What this task involves: Omit all images. Transcribe the rest of the material below exactly.

═════ Data

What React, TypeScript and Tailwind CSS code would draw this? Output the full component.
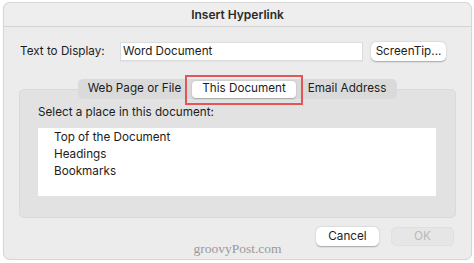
import React from 'react';

const items = ['Top of the Document', 'Headings', 'Bookmarks'];

export default function App() {
  return (
    <div className="w-[474px] h-[263px] bg-white pt-[2px] pl-[3px] overflow-hidden font-['Inter','Liberation_Sans',sans-serif] text-[11.7px] text-[#1d1d1d]">
      <div className="relative w-[469px] h-[258px] rounded-[7px] bg-[#ececec] border border-[#d6d6d6] shadow-[0_0_1px_rgba(0,0,0,0.15)]">
        {/* Title bar */}
        <div className="h-[24px] flex items-center justify-center border-b border-[#d3d3d3] bg-[#eeeeee] rounded-t-[7px]">
          <span className="font-semibold text-[12px] text-[#2a2a2a]">Insert Hyperlink</span>
        </div>

        {/* Text to display row */}
        <div className="flex items-center mt-[15px] pl-[16px]">
          <span className="w-[100px]">Text to Display:</span>
          <div className="w-[243px] h-[19px] bg-white border border-[#dcdcdc] flex items-center pl-[2px] shadow-[0_1px_0_rgba(0,0,0,0.04)]">
            Word Document
          </div>
          <button className="ml-[8px] w-[75px] h-[19px] bg-white rounded-[5px] shadow-[0_0.5px_1.5px_rgba(0,0,0,0.3)] flex items-center justify-center">
            ScreenTip...
          </button>
        </div>

        {/* Tabs + group */}
        <div className="mt-[18px] ml-[15px] w-[437px]">
          <div className="relative z-10 flex justify-center">
            <div className="flex items-center h-[20px] bg-[#dadada] rounded-[5px] px-[1px]">
              <div className="px-[9px] h-[17px] flex items-center">Web Page or File</div>
              <div className="relative mx-[2px]">
                <div className="px-[10px] h-[17px] flex items-center bg-white rounded-[4px] shadow-[0_0.5px_1.5px_rgba(0,0,0,0.25)]">
                  This Document
                </div>
                <div className="absolute -left-[7px] -right-[7px] -top-[6px] -bottom-[7px] border-2 border-[#e4555a]" />
              </div>
              <div className="px-[10px] h-[17px] flex items-center">Email Address</div>
            </div>
          </div>
          <div className="-mt-[10px] h-[129px] bg-[#e2e2e2] rounded-[5px] border border-[#dadada] pt-[14px] pl-[18px]">
            <div className="leading-[17px]">Select a place in this document:</div>
            <div className="mt-[7px] w-[398px] h-[68px] bg-white pl-[16px] pt-[1px]">
              {items.map((it) => (
                <div key={it} className="leading-[17px]">{it}</div>
              ))}
            </div>
          </div>
        </div>

        {/* Buttons */}
        <div className="flex justify-end gap-[12px] mt-[9px] pr-[17px]">
          <button className="w-[63px] h-[19px] bg-white rounded-[5px] shadow-[0_0.5px_1.5px_rgba(0,0,0,0.3)] flex items-center justify-center">
            Cancel
          </button>
          <button className="w-[63px] h-[19px] bg-[#e6e6e6] rounded-[5px] border border-[#e0e0e0] text-[#b9b9b9] flex items-center justify-center">
            OK
          </button>
        </div>

        <div className="absolute left-0 right-0 bottom-[2px] text-center font-['Liberation_Serif',serif] text-[13.5px] leading-[16px] text-[#9a9a9a]">
          groovyPost.com
        </div>
      </div>
    </div>
  );
}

══════════

Final result:
What React, TypeScript and Tailwind CSS code would draw this? Output the full component.
import React from 'react';

const items = ['Top of the Document', 'Headings', 'Bookmarks'];

export default function App() {
  return (
    <div className="w-[474px] h-[263px] bg-white pt-[2px] pl-[3px] overflow-hidden font-['Inter','Liberation_Sans',sans-serif] text-[11.7px] text-[#1d1d1d]">
      <div className="relative w-[469px] h-[258px] rounded-[7px] bg-[#ececec] border border-[#d6d6d6] shadow-[0_0_1px_rgba(0,0,0,0.15)]">
        {/* Title bar */}
        <div className="h-[24px] flex items-center justify-center border-b border-[#d3d3d3] bg-[#eeeeee] rounded-t-[7px]">
          <span className="font-semibold text-[12px] text-[#2a2a2a]">Insert Hyperlink</span>
        </div>

        {/* Text to display row */}
        <div className="flex items-center mt-[15px] pl-[16px]">
          <span className="w-[100px]">Text to Display:</span>
          <div className="w-[243px] h-[19px] bg-white border border-[#dcdcdc] flex items-center pl-[2px] shadow-[0_1px_0_rgba(0,0,0,0.04)]">
            Word Document
          </div>
          <button className="ml-[8px] w-[75px] h-[19px] bg-white rounded-[5px] shadow-[0_0.5px_1.5px_rgba(0,0,0,0.3)] flex items-center justify-center">
            ScreenTip...
          </button>
        </div>

        {/* Tabs + group */}
        <div className="mt-[18px] ml-[15px] w-[437px]">
          <div className="relative z-10 flex justify-center">
            <div className="flex items-center h-[20px] bg-[#dadada] rounded-[5px] px-[1px]">
              <div className="px-[9px] h-[17px] flex items-center">Web Page or File</div>
              <div className="relative mx-[2px]">
                <div className="px-[10px] h-[17px] flex items-center bg-white rounded-[4px] shadow-[0_0.5px_1.5px_rgba(0,0,0,0.25)]">
                  This Document
                </div>
                <div className="absolute -left-[7px] -right-[7px] -top-[6px] -bottom-[7px] border-2 border-[#e4555a]" />
              </div>
              <div className="px-[10px] h-[17px] flex items-center">Email Address</div>
            </div>
          </div>
          <div className="-mt-[10px] h-[129px] bg-[#e2e2e2] rounded-[5px] border border-[#dadada] pt-[14px] pl-[18px]">
            <div className="leading-[17px]">Select a place in this document:</div>
            <div className="mt-[7px] w-[398px] h-[68px] bg-white pl-[16px] pt-[1px]">
              {items.map((it) => (
                <div key={it} className="leading-[17px]">{it}</div>
              ))}
            </div>
          </div>
        </div>

        {/* Buttons */}
        <div className="flex justify-end gap-[12px] mt-[9px] pr-[17px]">
          <button className="w-[63px] h-[19px] bg-white rounded-[5px] shadow-[0_0.5px_1.5px_rgba(0,0,0,0.3)] flex items-center justify-center">
            Cancel
          </button>
          <button className="w-[63px] h-[19px] bg-[#e6e6e6] rounded-[5px] border border-[#e0e0e0] text-[#b9b9b9] flex items-center justify-center">
            OK
          </button>
        </div>

        <div className="absolute left-0 right-0 bottom-[2px] text-center font-['Liberation_Serif',serif] text-[13.5px] leading-[16px] text-[#9a9a9a]">
          groovyPost.com
        </div>
      </div>
    </div>
  );
}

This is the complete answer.